# [REQUIREMENT]
Find the word "this" in the listing; pull out each line holding it.

# [RECORDS FOR THE EXERCISE]
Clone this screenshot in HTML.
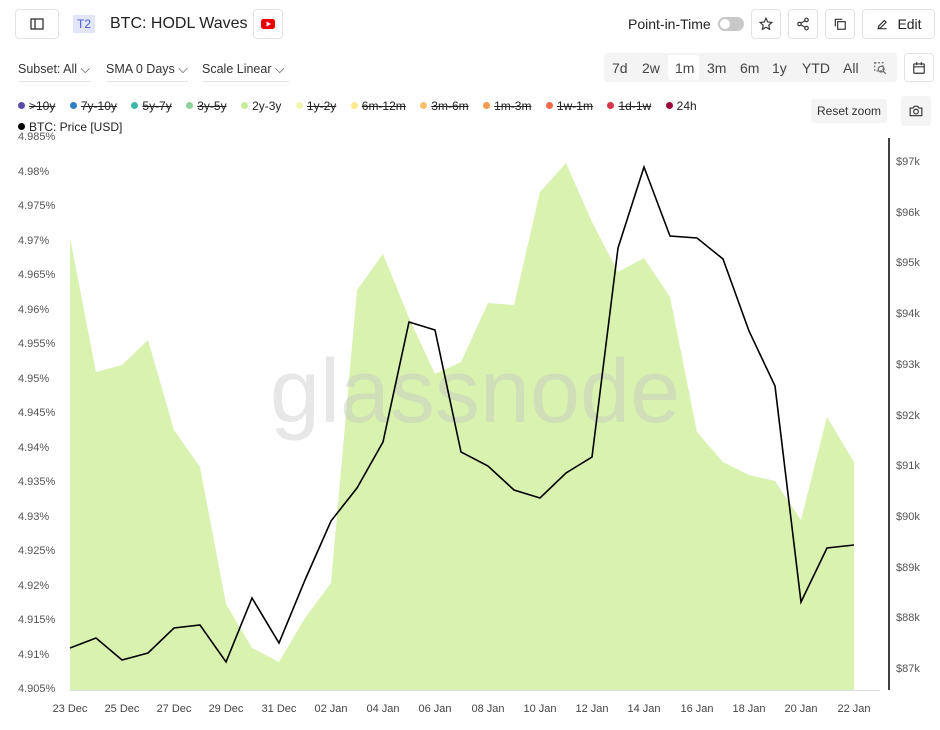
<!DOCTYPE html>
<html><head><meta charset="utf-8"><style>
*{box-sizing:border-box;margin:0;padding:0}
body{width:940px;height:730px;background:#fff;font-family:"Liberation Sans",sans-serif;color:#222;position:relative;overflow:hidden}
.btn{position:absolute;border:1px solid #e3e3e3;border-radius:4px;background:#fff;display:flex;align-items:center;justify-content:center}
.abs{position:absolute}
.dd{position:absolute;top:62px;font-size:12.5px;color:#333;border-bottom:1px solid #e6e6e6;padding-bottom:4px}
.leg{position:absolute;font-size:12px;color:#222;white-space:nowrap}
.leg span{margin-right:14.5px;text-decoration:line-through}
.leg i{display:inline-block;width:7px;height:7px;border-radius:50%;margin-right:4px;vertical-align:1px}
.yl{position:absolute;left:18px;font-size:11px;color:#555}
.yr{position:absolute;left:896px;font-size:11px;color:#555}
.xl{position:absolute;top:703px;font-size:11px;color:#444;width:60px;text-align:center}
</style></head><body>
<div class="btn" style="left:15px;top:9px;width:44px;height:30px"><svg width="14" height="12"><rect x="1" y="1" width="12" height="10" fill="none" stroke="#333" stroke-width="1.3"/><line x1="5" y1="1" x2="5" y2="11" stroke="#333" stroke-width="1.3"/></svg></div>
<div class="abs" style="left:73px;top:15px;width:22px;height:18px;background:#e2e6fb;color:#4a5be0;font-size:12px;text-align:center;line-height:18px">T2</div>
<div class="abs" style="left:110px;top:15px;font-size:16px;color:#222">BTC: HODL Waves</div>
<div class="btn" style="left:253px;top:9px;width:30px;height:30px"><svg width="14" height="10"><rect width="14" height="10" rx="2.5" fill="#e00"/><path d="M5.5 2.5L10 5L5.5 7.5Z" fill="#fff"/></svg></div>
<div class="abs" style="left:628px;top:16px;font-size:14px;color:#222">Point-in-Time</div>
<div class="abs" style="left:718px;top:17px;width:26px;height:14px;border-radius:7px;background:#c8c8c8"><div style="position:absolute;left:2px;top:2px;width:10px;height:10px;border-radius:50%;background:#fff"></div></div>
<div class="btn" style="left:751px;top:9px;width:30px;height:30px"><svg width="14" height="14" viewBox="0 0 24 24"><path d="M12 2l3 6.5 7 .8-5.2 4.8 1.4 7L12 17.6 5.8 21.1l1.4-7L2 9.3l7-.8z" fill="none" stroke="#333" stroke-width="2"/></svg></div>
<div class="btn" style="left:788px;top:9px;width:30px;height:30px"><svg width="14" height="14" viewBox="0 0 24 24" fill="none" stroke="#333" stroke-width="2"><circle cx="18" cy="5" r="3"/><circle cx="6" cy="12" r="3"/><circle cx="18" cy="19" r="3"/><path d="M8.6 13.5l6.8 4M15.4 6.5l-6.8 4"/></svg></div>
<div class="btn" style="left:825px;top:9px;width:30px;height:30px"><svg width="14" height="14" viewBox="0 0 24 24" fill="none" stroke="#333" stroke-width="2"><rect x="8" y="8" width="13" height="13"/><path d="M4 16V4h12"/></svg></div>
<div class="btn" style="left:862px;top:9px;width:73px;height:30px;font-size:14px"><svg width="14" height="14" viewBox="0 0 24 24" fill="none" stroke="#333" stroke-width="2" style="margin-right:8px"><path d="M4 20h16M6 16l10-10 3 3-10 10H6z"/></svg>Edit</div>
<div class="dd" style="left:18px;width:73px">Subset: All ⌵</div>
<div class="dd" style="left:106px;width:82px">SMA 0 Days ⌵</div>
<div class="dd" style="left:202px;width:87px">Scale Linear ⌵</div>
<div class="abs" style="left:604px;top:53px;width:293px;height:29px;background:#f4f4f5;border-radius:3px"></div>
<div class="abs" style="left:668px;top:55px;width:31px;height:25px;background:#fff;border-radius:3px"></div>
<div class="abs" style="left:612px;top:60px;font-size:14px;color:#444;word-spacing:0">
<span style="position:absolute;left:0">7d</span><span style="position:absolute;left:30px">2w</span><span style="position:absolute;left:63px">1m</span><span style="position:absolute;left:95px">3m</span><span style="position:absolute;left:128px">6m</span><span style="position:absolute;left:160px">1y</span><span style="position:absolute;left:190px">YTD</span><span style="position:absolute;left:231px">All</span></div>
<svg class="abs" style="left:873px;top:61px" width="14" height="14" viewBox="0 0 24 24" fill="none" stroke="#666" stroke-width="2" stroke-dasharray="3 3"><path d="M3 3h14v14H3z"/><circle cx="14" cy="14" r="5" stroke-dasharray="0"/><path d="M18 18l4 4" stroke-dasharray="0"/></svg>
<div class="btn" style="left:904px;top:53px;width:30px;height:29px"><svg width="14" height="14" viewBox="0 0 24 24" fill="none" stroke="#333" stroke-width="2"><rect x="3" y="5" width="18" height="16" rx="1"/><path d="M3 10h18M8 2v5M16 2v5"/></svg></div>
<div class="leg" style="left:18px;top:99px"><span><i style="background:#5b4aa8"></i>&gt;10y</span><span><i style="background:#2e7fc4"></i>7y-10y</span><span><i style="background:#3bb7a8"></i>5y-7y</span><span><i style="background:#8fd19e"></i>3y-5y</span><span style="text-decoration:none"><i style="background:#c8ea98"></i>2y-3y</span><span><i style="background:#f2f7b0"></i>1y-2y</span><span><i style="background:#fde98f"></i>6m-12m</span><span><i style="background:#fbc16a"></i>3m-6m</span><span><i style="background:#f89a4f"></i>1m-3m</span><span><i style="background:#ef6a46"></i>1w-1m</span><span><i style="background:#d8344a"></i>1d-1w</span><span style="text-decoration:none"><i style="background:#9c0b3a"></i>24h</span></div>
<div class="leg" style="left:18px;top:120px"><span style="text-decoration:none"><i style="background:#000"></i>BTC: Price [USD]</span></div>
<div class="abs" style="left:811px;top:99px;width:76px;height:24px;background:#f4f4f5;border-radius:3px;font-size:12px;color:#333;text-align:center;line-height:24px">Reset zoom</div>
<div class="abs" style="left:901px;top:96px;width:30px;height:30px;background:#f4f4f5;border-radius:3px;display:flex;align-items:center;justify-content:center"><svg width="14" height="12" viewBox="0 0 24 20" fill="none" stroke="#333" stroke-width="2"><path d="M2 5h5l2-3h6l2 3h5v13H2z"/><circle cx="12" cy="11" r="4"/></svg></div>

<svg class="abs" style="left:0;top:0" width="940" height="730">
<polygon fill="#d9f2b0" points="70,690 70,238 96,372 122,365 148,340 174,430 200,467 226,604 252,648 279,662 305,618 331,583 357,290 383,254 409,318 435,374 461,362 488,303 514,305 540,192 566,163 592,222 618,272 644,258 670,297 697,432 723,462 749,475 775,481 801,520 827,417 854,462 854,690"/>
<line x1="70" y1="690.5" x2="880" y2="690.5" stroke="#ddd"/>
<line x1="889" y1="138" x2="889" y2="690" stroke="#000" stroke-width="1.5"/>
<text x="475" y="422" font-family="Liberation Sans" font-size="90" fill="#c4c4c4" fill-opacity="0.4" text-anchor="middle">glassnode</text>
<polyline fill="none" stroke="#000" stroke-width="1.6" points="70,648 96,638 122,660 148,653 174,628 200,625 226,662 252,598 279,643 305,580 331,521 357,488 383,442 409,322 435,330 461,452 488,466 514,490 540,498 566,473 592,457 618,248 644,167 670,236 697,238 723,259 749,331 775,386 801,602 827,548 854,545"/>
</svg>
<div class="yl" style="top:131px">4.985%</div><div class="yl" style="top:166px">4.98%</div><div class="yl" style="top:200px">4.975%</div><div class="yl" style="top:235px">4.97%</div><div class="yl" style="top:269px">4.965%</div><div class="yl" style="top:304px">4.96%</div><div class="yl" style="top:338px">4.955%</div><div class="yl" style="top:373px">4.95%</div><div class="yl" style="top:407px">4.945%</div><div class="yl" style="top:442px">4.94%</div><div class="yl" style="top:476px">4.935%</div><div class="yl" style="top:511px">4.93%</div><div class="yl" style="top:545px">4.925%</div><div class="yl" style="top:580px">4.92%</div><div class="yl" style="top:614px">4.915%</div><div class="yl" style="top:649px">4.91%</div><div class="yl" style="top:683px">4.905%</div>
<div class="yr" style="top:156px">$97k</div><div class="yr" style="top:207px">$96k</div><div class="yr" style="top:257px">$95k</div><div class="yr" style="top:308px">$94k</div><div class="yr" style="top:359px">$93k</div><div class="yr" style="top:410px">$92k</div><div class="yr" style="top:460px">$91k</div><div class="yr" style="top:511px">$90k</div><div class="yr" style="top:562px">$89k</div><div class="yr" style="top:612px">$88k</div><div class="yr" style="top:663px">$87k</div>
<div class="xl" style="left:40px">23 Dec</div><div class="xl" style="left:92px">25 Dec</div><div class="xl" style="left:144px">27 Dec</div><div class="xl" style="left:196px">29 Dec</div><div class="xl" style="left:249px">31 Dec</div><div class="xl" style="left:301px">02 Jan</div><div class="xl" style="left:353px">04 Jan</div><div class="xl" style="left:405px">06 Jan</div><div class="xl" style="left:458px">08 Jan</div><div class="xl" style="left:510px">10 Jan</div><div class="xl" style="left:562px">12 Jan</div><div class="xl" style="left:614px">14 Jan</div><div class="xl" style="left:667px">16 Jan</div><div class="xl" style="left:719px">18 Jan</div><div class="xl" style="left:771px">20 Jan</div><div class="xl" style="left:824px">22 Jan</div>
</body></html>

* * *

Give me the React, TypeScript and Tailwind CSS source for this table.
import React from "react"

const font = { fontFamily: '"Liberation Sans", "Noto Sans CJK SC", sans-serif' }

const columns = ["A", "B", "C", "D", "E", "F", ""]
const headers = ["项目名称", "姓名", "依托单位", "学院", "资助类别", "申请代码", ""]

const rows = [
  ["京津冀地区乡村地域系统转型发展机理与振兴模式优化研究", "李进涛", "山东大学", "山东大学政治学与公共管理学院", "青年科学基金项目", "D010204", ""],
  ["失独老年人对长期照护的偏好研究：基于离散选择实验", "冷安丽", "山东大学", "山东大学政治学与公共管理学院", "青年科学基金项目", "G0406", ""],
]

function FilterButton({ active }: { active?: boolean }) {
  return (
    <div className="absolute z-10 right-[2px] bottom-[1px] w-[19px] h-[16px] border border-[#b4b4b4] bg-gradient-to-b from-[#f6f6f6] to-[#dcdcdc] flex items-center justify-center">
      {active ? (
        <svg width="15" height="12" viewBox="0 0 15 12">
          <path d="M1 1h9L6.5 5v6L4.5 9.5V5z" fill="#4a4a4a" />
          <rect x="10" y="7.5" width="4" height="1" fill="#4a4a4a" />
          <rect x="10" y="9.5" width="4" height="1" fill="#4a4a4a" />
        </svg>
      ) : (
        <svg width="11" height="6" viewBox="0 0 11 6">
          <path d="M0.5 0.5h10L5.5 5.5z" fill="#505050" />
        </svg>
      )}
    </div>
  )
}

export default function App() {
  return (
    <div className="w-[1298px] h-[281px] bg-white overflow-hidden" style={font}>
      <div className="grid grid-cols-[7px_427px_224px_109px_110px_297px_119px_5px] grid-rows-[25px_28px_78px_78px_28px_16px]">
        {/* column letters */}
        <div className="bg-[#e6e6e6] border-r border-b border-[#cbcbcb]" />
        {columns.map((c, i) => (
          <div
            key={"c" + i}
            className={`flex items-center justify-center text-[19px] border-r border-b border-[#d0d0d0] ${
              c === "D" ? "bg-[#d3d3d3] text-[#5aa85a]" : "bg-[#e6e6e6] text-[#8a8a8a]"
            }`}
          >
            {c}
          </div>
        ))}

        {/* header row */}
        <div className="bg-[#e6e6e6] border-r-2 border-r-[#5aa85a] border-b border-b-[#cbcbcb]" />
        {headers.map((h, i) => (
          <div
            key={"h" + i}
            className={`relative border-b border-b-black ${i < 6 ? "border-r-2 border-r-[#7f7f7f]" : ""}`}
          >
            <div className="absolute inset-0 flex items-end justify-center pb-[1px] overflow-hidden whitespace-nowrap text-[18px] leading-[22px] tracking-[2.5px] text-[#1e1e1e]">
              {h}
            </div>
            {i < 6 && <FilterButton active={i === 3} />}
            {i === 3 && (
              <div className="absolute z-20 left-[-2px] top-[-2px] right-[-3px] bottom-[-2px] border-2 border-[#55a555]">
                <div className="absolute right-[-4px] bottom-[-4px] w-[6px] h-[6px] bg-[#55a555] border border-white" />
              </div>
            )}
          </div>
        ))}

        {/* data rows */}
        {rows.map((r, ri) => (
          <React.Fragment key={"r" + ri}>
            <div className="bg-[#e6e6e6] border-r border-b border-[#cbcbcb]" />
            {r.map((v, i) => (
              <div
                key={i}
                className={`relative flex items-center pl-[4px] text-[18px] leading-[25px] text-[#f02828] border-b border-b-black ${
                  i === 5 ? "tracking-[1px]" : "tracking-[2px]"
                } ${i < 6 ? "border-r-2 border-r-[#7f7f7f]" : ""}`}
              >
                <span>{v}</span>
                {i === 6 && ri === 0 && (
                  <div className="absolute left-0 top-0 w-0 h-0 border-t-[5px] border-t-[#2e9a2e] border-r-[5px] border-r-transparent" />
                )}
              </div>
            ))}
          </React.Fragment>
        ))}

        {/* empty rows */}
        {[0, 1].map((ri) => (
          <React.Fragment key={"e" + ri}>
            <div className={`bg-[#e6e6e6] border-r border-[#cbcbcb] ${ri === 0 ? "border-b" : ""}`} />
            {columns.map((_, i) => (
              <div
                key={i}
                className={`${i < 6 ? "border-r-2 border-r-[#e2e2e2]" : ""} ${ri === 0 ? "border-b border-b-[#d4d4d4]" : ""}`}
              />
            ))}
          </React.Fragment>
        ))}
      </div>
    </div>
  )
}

--

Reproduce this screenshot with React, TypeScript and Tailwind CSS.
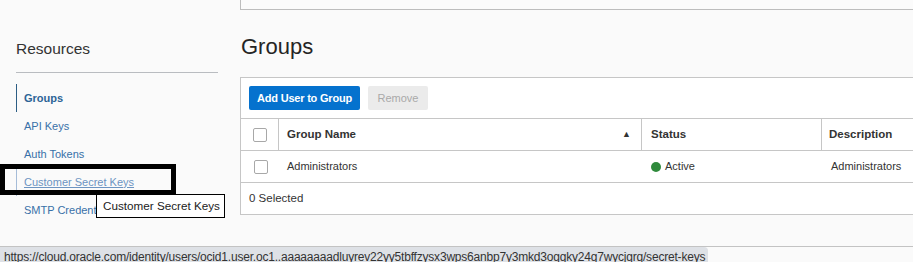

# [PROBLEM SOLUTION]
Clone this screenshot in HTML.
Give me the React, TypeScript and Tailwind CSS source for this table.
Reproduce this screenshot with React, TypeScript and Tailwind CSS.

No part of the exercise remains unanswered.